* EXERCISE: Leaving out the pictures, retype all the material exactly.

* DATA PROVIDED:
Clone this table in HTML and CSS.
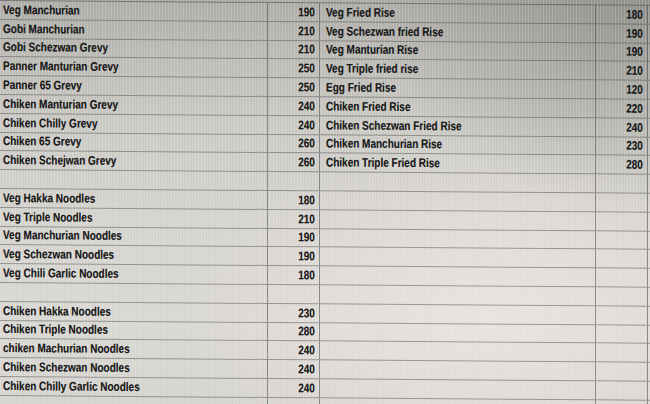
FILE: index.html
```html
<!DOCTYPE html>
<html>
<head>
<meta charset="utf-8">
<link rel="stylesheet" href="styles.css">
</head>
<body>
<div class="photo">
  <div class="sheet">
    <div class="c n"><span>Veg Manchurian</span></div><div class="c p"><span>190</span></div><div class="c n r"><span>Veg Fried Rise</span></div><div class="c p"><span>180</span></div><div class="c e"></div>
    <div class="c n"><span>Gobi Manchurian</span></div><div class="c p"><span>210</span></div><div class="c n r"><span>Veg Schezwan fried Rise</span></div><div class="c p"><span>190</span></div><div class="c e"></div>
    <div class="c n"><span>Gobi Schezwan Grevy</span></div><div class="c p"><span>210</span></div><div class="c n r"><span>Veg Manturian Rise</span></div><div class="c p"><span>190</span></div><div class="c e"></div>
    <div class="c n"><span>Panner Manturian Grevy</span></div><div class="c p"><span>250</span></div><div class="c n r"><span>Veg Triple fried rise</span></div><div class="c p"><span>210</span></div><div class="c e"></div>
    <div class="c n"><span>Panner 65 Grevy</span></div><div class="c p"><span>250</span></div><div class="c n r"><span>Egg Fried Rise</span></div><div class="c p"><span>120</span></div><div class="c e"></div>
    <div class="c n"><span>Chiken Manturian Grevy</span></div><div class="c p"><span>240</span></div><div class="c n r"><span>Chiken Fried Rise</span></div><div class="c p"><span>220</span></div><div class="c e"></div>
    <div class="c n"><span>Chiken Chilly Grevy</span></div><div class="c p"><span>240</span></div><div class="c n r"><span>Chiken Schezwan Fried Rise</span></div><div class="c p"><span>240</span></div><div class="c e"></div>
    <div class="c n"><span>Chiken 65 Grevy</span></div><div class="c p"><span>260</span></div><div class="c n r"><span>Chiken Manchurian Rise</span></div><div class="c p"><span>230</span></div><div class="c e"></div>
    <div class="c n"><span>Chiken Schejwan Grevy</span></div><div class="c p"><span>260</span></div><div class="c n r"><span>Chiken Triple Fried Rise</span></div><div class="c p"><span>280</span></div><div class="c e"></div>
    <div class="c n"></div><div class="c p"></div><div class="c n r"></div><div class="c p"></div><div class="c e"></div>
    <div class="c n"><span>Veg Hakka Noodles</span></div><div class="c p"><span>180</span></div><div class="c n r"></div><div class="c p"></div><div class="c e"></div>
    <div class="c n"><span>Veg Triple Noodles</span></div><div class="c p"><span>210</span></div><div class="c n r"></div><div class="c p"></div><div class="c e"></div>
    <div class="c n"><span>Veg Manchurian Noodles</span></div><div class="c p"><span>190</span></div><div class="c n r"></div><div class="c p"></div><div class="c e"></div>
    <div class="c n"><span>Veg Schezwan Noodles</span></div><div class="c p"><span>190</span></div><div class="c n r"></div><div class="c p"></div><div class="c e"></div>
    <div class="c n"><span>Veg Chili Garlic Noodles</span></div><div class="c p"><span>180</span></div><div class="c n r"></div><div class="c p"></div><div class="c e"></div>
    <div class="c n"></div><div class="c p"></div><div class="c n r"></div><div class="c p"></div><div class="c e"></div>
    <div class="c n"><span>Chiken Hakka Noodles</span></div><div class="c p"><span>230</span></div><div class="c n r"></div><div class="c p"></div><div class="c e"></div>
    <div class="c n"><span>Chiken Triple Noodles</span></div><div class="c p"><span>280</span></div><div class="c n r"></div><div class="c p"></div><div class="c e"></div>
    <div class="c n"><span>chiken Machurian Noodles</span></div><div class="c p"><span>240</span></div><div class="c n r"></div><div class="c p"></div><div class="c e"></div>
    <div class="c n"><span>Chiken Schezwan Noodles</span></div><div class="c p"><span>240</span></div><div class="c n r"></div><div class="c p"></div><div class="c e"></div>
    <div class="c n"><span>Chiken Chilly Garlic Noodles</span></div><div class="c p"><span>240</span></div><div class="c n r"></div><div class="c p"></div><div class="c e"></div>
    <div class="c n"></div><div class="c p"></div><div class="c n r"></div><div class="c p"></div><div class="c e"></div>
  </div>
</div>
</body>
</html>
```
FILE: styles.css
```css
html, body {
  margin: 0;
  padding: 0;
}
body {
  width: 650px;
  height: 404px;
  overflow: hidden;
  background:
    radial-gradient(ellipse 280px 210px at 100% 0%, rgba(115,115,110,0.5), transparent 100%),
    radial-gradient(ellipse 300px 180px at 75% 78%, rgba(238,230,228,0.75), transparent 100%),
    linear-gradient(180deg, #adaca7 0%, #bbbab5 14%, #cbcac5 32%, #d5d3ce 55%, #d9d7d2 80%, #d5d3ce 100%);
}
.photo {
  width: 650px;
  height: 404px;
  background: repeating-linear-gradient(90deg, rgba(255,255,255,0.16) 0 1px, rgba(255,255,255,0) 1px 3px);
}
.sheet {
  display: grid;
  grid-template-columns: 268px 52px 276px 52px 2px;
  grid-auto-rows: 18.8px;
  border-top: 1px solid rgba(70,70,70,0.55);
  transform: skewY(0.42deg);
  transform-origin: 0 0;
  font-family: "Liberation Sans", Arial, sans-serif;
  font-weight: 700;
  font-size: 12.5px;
  color: #1a1a1a;
}
.c {
  border-bottom: 1px solid rgba(80,80,80,0.5);
  border-right: 1px solid rgba(70,70,70,0.55);
  display: flex;
  align-items: center;
  overflow: visible;
  white-space: nowrap;
  box-sizing: border-box;
}
.c span {
  display: inline-block;
  transform: scaleX(0.8);
  text-shadow: 0 0 0.5px rgba(0,0,0,0.35);
}
.n {
  padding-left: 3px;
}
.n span {
  transform-origin: left center;
}
.n.r {
  padding-left: 6px;
}
.p {
  justify-content: flex-end;
  padding-right: 4px;
}
.p span {
  transform-origin: right center;
}
.e {
  border-right: none;
}
```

* SOLUTION:
Clone this table in HTML and CSS.
FILE: index.html
```html
<!DOCTYPE html>
<html>
<head>
<meta charset="utf-8">
<link rel="stylesheet" href="styles.css">
</head>
<body>
<div class="photo">
  <div class="sheet">
    <div class="c n"><span>Veg Manchurian</span></div><div class="c p"><span>190</span></div><div class="c n r"><span>Veg Fried Rise</span></div><div class="c p"><span>180</span></div><div class="c e"></div>
    <div class="c n"><span>Gobi Manchurian</span></div><div class="c p"><span>210</span></div><div class="c n r"><span>Veg Schezwan fried Rise</span></div><div class="c p"><span>190</span></div><div class="c e"></div>
    <div class="c n"><span>Gobi Schezwan Grevy</span></div><div class="c p"><span>210</span></div><div class="c n r"><span>Veg Manturian Rise</span></div><div class="c p"><span>190</span></div><div class="c e"></div>
    <div class="c n"><span>Panner Manturian Grevy</span></div><div class="c p"><span>250</span></div><div class="c n r"><span>Veg Triple fried rise</span></div><div class="c p"><span>210</span></div><div class="c e"></div>
    <div class="c n"><span>Panner 65 Grevy</span></div><div class="c p"><span>250</span></div><div class="c n r"><span>Egg Fried Rise</span></div><div class="c p"><span>120</span></div><div class="c e"></div>
    <div class="c n"><span>Chiken Manturian Grevy</span></div><div class="c p"><span>240</span></div><div class="c n r"><span>Chiken Fried Rise</span></div><div class="c p"><span>220</span></div><div class="c e"></div>
    <div class="c n"><span>Chiken Chilly Grevy</span></div><div class="c p"><span>240</span></div><div class="c n r"><span>Chiken Schezwan Fried Rise</span></div><div class="c p"><span>240</span></div><div class="c e"></div>
    <div class="c n"><span>Chiken 65 Grevy</span></div><div class="c p"><span>260</span></div><div class="c n r"><span>Chiken Manchurian Rise</span></div><div class="c p"><span>230</span></div><div class="c e"></div>
    <div class="c n"><span>Chiken Schejwan Grevy</span></div><div class="c p"><span>260</span></div><div class="c n r"><span>Chiken Triple Fried Rise</span></div><div class="c p"><span>280</span></div><div class="c e"></div>
    <div class="c n"></div><div class="c p"></div><div class="c n r"></div><div class="c p"></div><div class="c e"></div>
    <div class="c n"><span>Veg Hakka Noodles</span></div><div class="c p"><span>180</span></div><div class="c n r"></div><div class="c p"></div><div class="c e"></div>
    <div class="c n"><span>Veg Triple Noodles</span></div><div class="c p"><span>210</span></div><div class="c n r"></div><div class="c p"></div><div class="c e"></div>
    <div class="c n"><span>Veg Manchurian Noodles</span></div><div class="c p"><span>190</span></div><div class="c n r"></div><div class="c p"></div><div class="c e"></div>
    <div class="c n"><span>Veg Schezwan Noodles</span></div><div class="c p"><span>190</span></div><div class="c n r"></div><div class="c p"></div><div class="c e"></div>
    <div class="c n"><span>Veg Chili Garlic Noodles</span></div><div class="c p"><span>180</span></div><div class="c n r"></div><div class="c p"></div><div class="c e"></div>
    <div class="c n"></div><div class="c p"></div><div class="c n r"></div><div class="c p"></div><div class="c e"></div>
    <div class="c n"><span>Chiken Hakka Noodles</span></div><div class="c p"><span>230</span></div><div class="c n r"></div><div class="c p"></div><div class="c e"></div>
    <div class="c n"><span>Chiken Triple Noodles</span></div><div class="c p"><span>280</span></div><div class="c n r"></div><div class="c p"></div><div class="c e"></div>
    <div class="c n"><span>chiken Machurian Noodles</span></div><div class="c p"><span>240</span></div><div class="c n r"></div><div class="c p"></div><div class="c e"></div>
    <div class="c n"><span>Chiken Schezwan Noodles</span></div><div class="c p"><span>240</span></div><div class="c n r"></div><div class="c p"></div><div class="c e"></div>
    <div class="c n"><span>Chiken Chilly Garlic Noodles</span></div><div class="c p"><span>240</span></div><div class="c n r"></div><div class="c p"></div><div class="c e"></div>
    <div class="c n"></div><div class="c p"></div><div class="c n r"></div><div class="c p"></div><div class="c e"></div>
  </div>
</div>
</body>
</html>
```
FILE: styles.css
```css
html, body {
  margin: 0;
  padding: 0;
}
body {
  width: 650px;
  height: 404px;
  overflow: hidden;
  background:
    radial-gradient(ellipse 280px 210px at 100% 0%, rgba(115,115,110,0.5), transparent 100%),
    radial-gradient(ellipse 300px 180px at 75% 78%, rgba(238,230,228,0.75), transparent 100%),
    linear-gradient(180deg, #adaca7 0%, #bbbab5 14%, #cbcac5 32%, #d5d3ce 55%, #d9d7d2 80%, #d5d3ce 100%);
}
.photo {
  width: 650px;
  height: 404px;
  background: repeating-linear-gradient(90deg, rgba(255,255,255,0.16) 0 1px, rgba(255,255,255,0) 1px 3px);
}
.sheet {
  display: grid;
  grid-template-columns: 268px 52px 276px 52px 2px;
  grid-auto-rows: 18.8px;
  border-top: 1px solid rgba(70,70,70,0.55);
  transform: skewY(0.42deg);
  transform-origin: 0 0;
  font-family: "Liberation Sans", Arial, sans-serif;
  font-weight: 700;
  font-size: 12.5px;
  color: #1a1a1a;
}
.c {
  border-bottom: 1px solid rgba(80,80,80,0.5);
  border-right: 1px solid rgba(70,70,70,0.55);
  display: flex;
  align-items: center;
  overflow: visible;
  white-space: nowrap;
  box-sizing: border-box;
}
.c span {
  display: inline-block;
  transform: scaleX(0.8);
  text-shadow: 0 0 0.5px rgba(0,0,0,0.35);
}
.n {
  padding-left: 3px;
}
.n span {
  transform-origin: left center;
}
.n.r {
  padding-left: 6px;
}
.p {
  justify-content: flex-end;
  padding-right: 4px;
}
.p span {
  transform-origin: right center;
}
.e {
  border-right: none;
}
```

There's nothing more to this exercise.